In the listing that follows, count every line with the word "screenshot" in it and write only the total.

─── DATA EXCERPTS

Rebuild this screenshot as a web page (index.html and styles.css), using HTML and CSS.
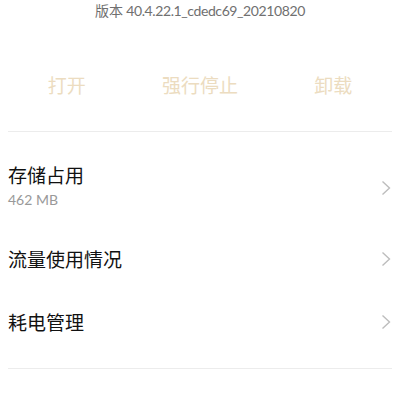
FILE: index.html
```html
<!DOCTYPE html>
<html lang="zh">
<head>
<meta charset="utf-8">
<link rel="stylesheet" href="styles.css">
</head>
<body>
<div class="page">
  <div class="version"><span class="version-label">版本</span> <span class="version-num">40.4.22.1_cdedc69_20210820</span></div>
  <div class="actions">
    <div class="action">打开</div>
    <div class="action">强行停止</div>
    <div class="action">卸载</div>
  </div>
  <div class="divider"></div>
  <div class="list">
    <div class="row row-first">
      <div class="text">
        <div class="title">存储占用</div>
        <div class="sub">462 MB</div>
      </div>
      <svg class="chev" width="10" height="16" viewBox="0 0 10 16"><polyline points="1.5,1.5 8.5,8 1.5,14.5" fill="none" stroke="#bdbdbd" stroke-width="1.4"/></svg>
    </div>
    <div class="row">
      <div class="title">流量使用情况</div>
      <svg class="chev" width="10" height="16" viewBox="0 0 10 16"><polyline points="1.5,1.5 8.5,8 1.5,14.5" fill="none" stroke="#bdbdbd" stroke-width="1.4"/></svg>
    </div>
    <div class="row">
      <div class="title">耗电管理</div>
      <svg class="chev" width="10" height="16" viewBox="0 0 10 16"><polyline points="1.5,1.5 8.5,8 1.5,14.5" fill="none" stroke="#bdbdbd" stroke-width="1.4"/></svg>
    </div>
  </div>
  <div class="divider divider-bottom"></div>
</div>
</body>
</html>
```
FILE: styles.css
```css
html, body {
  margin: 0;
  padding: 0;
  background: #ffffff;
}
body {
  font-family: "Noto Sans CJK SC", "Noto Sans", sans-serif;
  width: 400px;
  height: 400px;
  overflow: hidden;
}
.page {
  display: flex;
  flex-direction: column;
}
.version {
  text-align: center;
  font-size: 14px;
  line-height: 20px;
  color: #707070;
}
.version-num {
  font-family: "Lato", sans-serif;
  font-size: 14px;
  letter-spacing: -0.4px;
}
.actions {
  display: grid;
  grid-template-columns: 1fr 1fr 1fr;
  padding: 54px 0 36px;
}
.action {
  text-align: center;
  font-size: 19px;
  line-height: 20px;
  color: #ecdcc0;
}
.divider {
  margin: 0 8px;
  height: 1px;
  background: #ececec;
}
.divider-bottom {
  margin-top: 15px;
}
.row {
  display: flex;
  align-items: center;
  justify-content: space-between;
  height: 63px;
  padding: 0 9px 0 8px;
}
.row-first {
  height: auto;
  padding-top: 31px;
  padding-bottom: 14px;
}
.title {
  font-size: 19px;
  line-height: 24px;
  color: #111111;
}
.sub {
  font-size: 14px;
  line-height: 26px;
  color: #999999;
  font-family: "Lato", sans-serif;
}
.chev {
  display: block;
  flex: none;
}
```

──────
─── DATA EXCERPTS

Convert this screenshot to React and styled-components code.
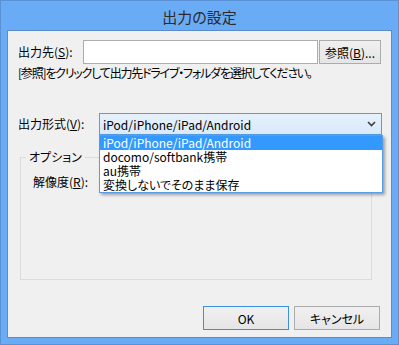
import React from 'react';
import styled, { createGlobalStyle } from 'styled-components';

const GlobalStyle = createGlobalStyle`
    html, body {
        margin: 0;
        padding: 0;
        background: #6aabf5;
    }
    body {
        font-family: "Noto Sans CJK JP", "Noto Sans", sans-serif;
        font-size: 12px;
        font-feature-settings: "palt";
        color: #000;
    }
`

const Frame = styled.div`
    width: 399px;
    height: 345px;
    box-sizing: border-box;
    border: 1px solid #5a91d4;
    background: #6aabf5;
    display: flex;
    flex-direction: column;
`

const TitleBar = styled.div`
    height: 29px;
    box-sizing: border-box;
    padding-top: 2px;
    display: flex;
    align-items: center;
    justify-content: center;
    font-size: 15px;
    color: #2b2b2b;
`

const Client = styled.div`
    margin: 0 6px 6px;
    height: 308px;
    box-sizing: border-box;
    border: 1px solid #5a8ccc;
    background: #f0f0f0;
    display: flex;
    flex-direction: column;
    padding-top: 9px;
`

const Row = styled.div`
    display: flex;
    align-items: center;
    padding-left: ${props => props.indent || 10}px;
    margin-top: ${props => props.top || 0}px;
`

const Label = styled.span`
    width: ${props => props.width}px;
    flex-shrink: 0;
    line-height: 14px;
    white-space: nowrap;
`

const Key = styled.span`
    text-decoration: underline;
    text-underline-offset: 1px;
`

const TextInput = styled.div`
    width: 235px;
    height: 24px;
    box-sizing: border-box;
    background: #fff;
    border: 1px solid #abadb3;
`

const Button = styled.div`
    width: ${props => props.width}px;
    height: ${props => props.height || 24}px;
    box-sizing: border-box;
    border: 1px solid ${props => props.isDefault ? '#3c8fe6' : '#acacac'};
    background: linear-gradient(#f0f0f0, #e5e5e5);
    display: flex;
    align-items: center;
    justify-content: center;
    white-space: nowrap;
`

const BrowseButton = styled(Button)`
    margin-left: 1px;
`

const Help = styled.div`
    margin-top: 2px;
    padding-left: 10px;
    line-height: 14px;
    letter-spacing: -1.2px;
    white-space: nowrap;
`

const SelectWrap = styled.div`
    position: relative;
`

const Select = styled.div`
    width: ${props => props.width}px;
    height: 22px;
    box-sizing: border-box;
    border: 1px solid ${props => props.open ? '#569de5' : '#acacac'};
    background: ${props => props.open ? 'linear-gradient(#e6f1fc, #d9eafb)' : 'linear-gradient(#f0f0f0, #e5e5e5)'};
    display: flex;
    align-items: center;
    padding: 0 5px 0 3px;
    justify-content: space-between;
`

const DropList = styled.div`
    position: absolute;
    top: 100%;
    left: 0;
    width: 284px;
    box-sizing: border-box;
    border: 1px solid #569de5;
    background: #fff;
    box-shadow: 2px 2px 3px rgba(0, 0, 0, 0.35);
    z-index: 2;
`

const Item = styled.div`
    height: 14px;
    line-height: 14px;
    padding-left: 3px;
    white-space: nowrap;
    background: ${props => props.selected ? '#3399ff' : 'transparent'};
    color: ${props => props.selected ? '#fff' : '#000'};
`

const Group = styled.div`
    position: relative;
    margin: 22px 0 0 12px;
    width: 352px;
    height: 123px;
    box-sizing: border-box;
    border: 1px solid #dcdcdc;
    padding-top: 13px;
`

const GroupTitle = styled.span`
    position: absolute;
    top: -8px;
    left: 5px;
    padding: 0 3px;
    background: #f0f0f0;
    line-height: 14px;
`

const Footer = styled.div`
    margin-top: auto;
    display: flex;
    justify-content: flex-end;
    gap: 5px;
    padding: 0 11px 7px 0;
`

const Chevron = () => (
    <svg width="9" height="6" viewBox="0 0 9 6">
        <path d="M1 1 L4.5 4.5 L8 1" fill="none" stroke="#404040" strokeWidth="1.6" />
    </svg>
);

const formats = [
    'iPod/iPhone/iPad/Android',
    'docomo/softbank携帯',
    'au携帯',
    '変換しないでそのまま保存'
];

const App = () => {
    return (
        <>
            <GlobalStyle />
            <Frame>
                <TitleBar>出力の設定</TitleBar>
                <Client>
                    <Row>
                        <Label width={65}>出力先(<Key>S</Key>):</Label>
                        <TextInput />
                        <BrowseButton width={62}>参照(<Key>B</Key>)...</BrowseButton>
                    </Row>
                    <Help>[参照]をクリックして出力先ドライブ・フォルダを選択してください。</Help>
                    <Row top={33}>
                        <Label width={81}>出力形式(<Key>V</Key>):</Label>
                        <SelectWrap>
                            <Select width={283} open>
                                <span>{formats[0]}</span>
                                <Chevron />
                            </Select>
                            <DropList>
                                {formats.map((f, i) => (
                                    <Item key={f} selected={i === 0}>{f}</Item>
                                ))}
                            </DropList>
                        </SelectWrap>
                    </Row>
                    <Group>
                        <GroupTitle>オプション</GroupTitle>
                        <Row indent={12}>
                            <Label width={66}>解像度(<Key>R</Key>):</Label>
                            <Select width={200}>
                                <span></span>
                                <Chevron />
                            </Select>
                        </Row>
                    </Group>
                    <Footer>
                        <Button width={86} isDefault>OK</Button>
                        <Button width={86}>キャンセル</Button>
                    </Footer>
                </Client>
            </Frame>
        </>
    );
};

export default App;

──────
─── DATA EXCERPTS

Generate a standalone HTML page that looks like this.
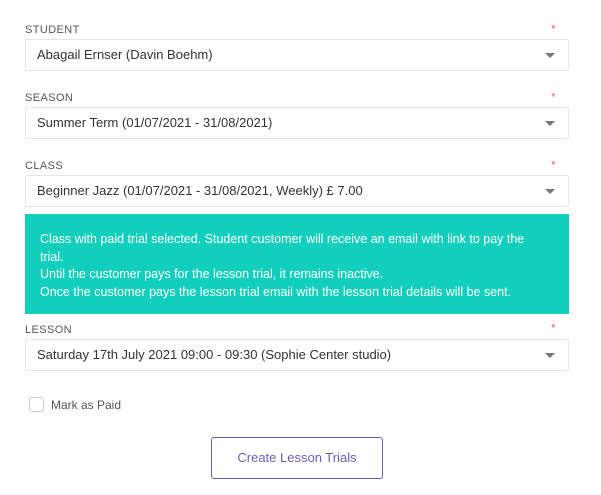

──────

▶ SOLUTION TO THIS EXERCISE
2